関東運輸局が立ち上げた観光施策「江戸街道プロジェクト」のキックオフ・シンポジウムが、さる7月4日に、現地とオンラインのハイブリッドで開催されました。
現地会場を室町三井ホール&カンファレンスにしたのは、街道のスタート地点の日本橋で開催したいという思いがあったようです。
こうした広域関東における新たな観光魅力の発信がテーマのシンポジウムで、トップバッターとして「温泉が文化になった江戸時代~街道が果たした役割~」を30分話しました。
日本の温泉の歴史を振り返ると、さまざまなターニングポイントがあります。1300年以上も前に風土記に記された古代の入浴から始まり、戦国時代には多くの武将が温泉を愛しました。代表的なのは武田信玄の隠し湯、豊臣秀吉の有馬温泉の開発でしょうか。
最も温泉に変化をもたらしたのは「江戸」と「昭和」の二つの時代であり、温泉を専門にする私は、日本人と温泉を決定的に強く結び付けたのは江戸時代だと考えています。
江戸時代に庶民の文化が開花したことは周知の事実ですが、温泉も同じこと。ざっとその流れを説明します。
慶長9年(1604)、関ケ原の戦いから4年後に家康が熱海温泉を訪れました。天下人である家康の熱海湯治が「温泉と庶民の濃密な関係」のきっかけとなりました。熱海の湯を気に入った家康は1606年に江戸城までその湯を運ばせます。その後、歴代の将軍も同様に熱海の湯を江戸城に運ばせ、さらに後、草津の湯が加わりました。これを「御汲湯(おくみゆ)」と言います。
お湯は樽(たる)に入れて、ふんどし姿の男性が7~8人で仰々しく運びました。この様子を庶民が見て、「天下人が運ばせるお湯とは?」と、興味が高まりました。これが絶大な宣伝となり、「俺たちも入りに行ってみよう」と庶民の温泉(湯治)ブームへと発展していきます。
なおこの頃は、一般庶民に通行手形が発行されたのは「神社詣」と「湯治」のみでしたので、一層ブームに拍車がかかったわけです。
こうして庶民が温泉に目覚めることで、温泉が文化へと育ちました。顕著な事例を挙げると、江戸時代中期から後期にかけて作られた「諸国温泉功能鑑」です。相撲の番付に見立てて、病気に効く温泉地から順に並べられています。

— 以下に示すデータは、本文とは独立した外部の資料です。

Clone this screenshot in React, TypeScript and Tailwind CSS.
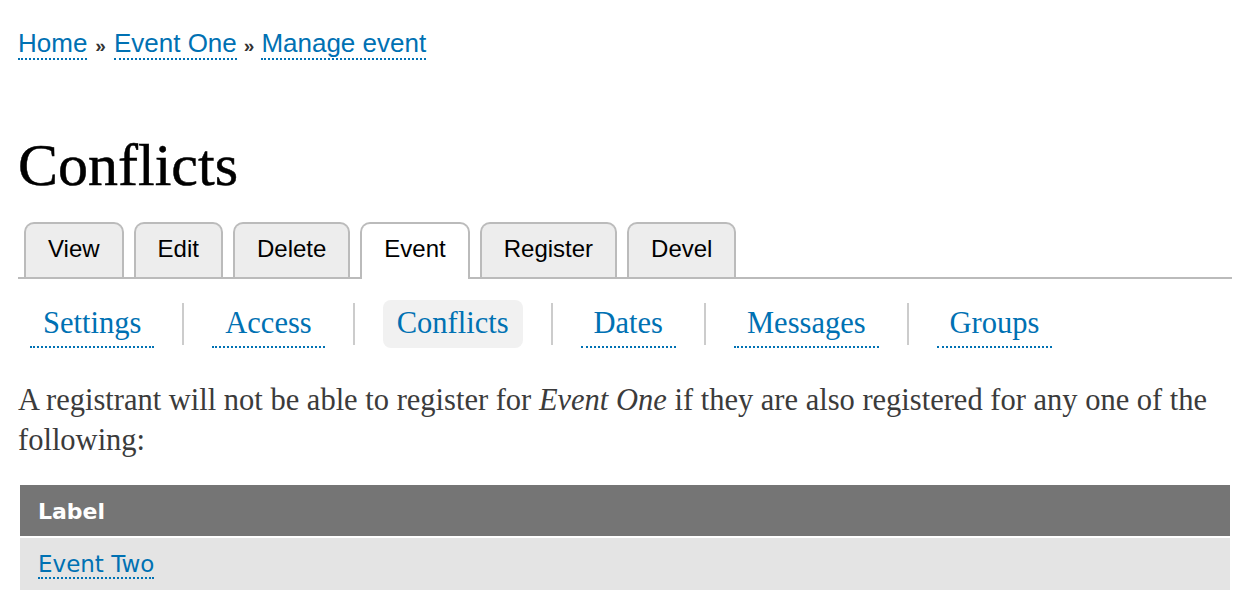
import React from "react";

const sans = { fontFamily: '"Liberation Sans", Arial, sans-serif' };

const tabs = ["View", "Edit", "Delete", "Event", "Register", "Devel"];
const sub = ["Settings", "Access", "Conflicts", "Dates", "Messages", "Groups"];

export default function App() {
  return (
    <div className="min-h-[614px] bg-white pl-[18px] pr-[12px]">
      <div
        className="pt-[25px] text-[26px] leading-[36px] text-[#333]"
        style={sans}
      >
        <a className="text-[#0071b3] border-b-2 border-dotted border-[#0071b3]">Home</a>
        <span className="px-[8px] text-[19px] font-bold text-[#333]">»</span>
        <a className="text-[#0071b3] border-b-2 border-dotted border-[#0071b3]">Event One</a>
        <span className="px-[7px] text-[19px] font-bold text-[#333]">»</span>
        <a className="text-[#0071b3] border-b-2 border-dotted border-[#0071b3]">Manage event</a>
      </div>

      <h1 className="mt-[72px] font-['Liberation_Serif',serif] text-[60px] leading-[58px] text-black [-webkit-text-stroke:0.5px_black]">
        Conflicts
      </h1>

      <ul className="mt-[28px] flex items-end gap-[10px] border-b-2 border-[#bbb] pl-[6px]" style={sans}>
        {tabs.map((t) => {
          const active = t === "Event";
          return (
            <li
              key={t}
              className={
                active
                  ? "-mb-[2px] h-[57px] rounded-t-[10px] border-2 border-b-0 border-[#bbb] bg-white px-[22px] pt-[11px] text-[24px] leading-[28px] text-black"
                  : "h-[55px] rounded-t-[10px] border-2 border-b-0 border-[#bbb] bg-[#ededed] px-[22px] pt-[11px] text-[24px] leading-[28px] text-black"
              }
            >
              {t}
            </li>
          );
        })}
      </ul>

      <ul className="mt-[21px] flex items-center font-['Liberation_Serif',serif] text-[30.5px]">
        {sub.map((s, i) => {
          const active = s === "Conflicts";
          return (
            <React.Fragment key={s}>
              {i > 0 && <li className="h-[42px] w-[2px] bg-[#ccc]" />}
              <li className={i === 0 ? "pl-[12px] pr-[28px]" : "px-[28px]"}>
                <a
                  className={
                    active
                      ? "block rounded-[8px] border-b-2 border-transparent bg-[#f1f1f1] px-[14px] leading-[46px] text-[#0071b3]"
                      : "block border-b-2 border-dotted border-[#0071b3] px-[13px] leading-[46px] text-[#0071b3]"
                  }
                >
                  {s}
                </a>
              </li>
            </React.Fragment>
          );
        })}
      </ul>

      <p className="mt-[32px] font-['Liberation_Serif',serif] text-[30.5px] leading-[40px] text-[#3b3b3b]">
        A registrant will not be able to register for <em>Event One</em> if they are also registered for any one of the following:
      </p>

      <table className="mx-[2px] mt-[25px] w-[1210px] border-collapse font-['DejaVu_Sans',sans-serif]">
        <thead>
          <tr className="bg-[#757575]">
            <th className="h-[52px] px-[18px] pt-[2px] text-left text-[22px] font-bold leading-[26px] text-white">
              Label
            </th>
          </tr>
        </thead>
        <tbody>
          <tr className="border-t-2 border-white bg-[#e4e4e4]">
            <td className="h-[53px] px-[18px] text-left text-[23px] leading-[27px]">
              <a className="border-b-2 border-dotted border-[#0071b3] text-[#0071b3]">Event Two</a>
            </td>
          </tr>
        </tbody>
      </table>
    </div>
  );
}
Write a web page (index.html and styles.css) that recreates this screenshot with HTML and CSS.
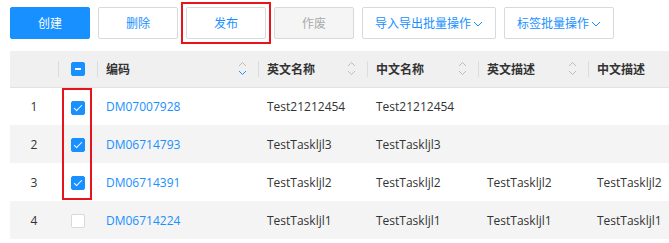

江戸時代後期には有馬、熱海、箱根や草津にどんな人がどのようにして旅したかをリアルに描いた紀行ルポが書かれています。例えば、「滑稽有馬紀行」「有馬日記」「玉匣温泉路記」などです。
加えて温泉学者の台頭です。日本で初めて温泉の泉質調査をした宇田川榕菴もこの時期に活動していました。
江戸時代は入浴にも工夫がありました。江戸から草津へ行き、殺菌効果のある酸性泉や硫黄泉に入って皮膚病を治し、体調を整えます。帰りに肌を整えるために「仕上げの湯」として四万温泉などの硫酸塩泉に入って江戸に戻りました。現代以上に、湯めぐりにおける効果効能を熟知していたといえます。
「江戸街道プロジェクト」は3カ年計画で、調査期間がありますので、その土地ならではの温泉入浴法を調べて、それを応用した「温泉街道」を作ってはいかがでしょうか。歴史背景を絡めることができたら、日本の温泉文化を再認識するきっかけになります。
あるいは草津から四万温泉ルートを使った江戸時代をオマージュし、複数の温泉を巡るルートを作ってみるのも手です。いわば温泉の効果効能をパッケージ化した「温泉街道」です。最も大切なのは、温泉療法医を招いて、医師を中心にグループワークをすることです。エビデンスを出しにくい温泉においては、医師の裏付けがあってこそ、お客さんからの信頼を得られます。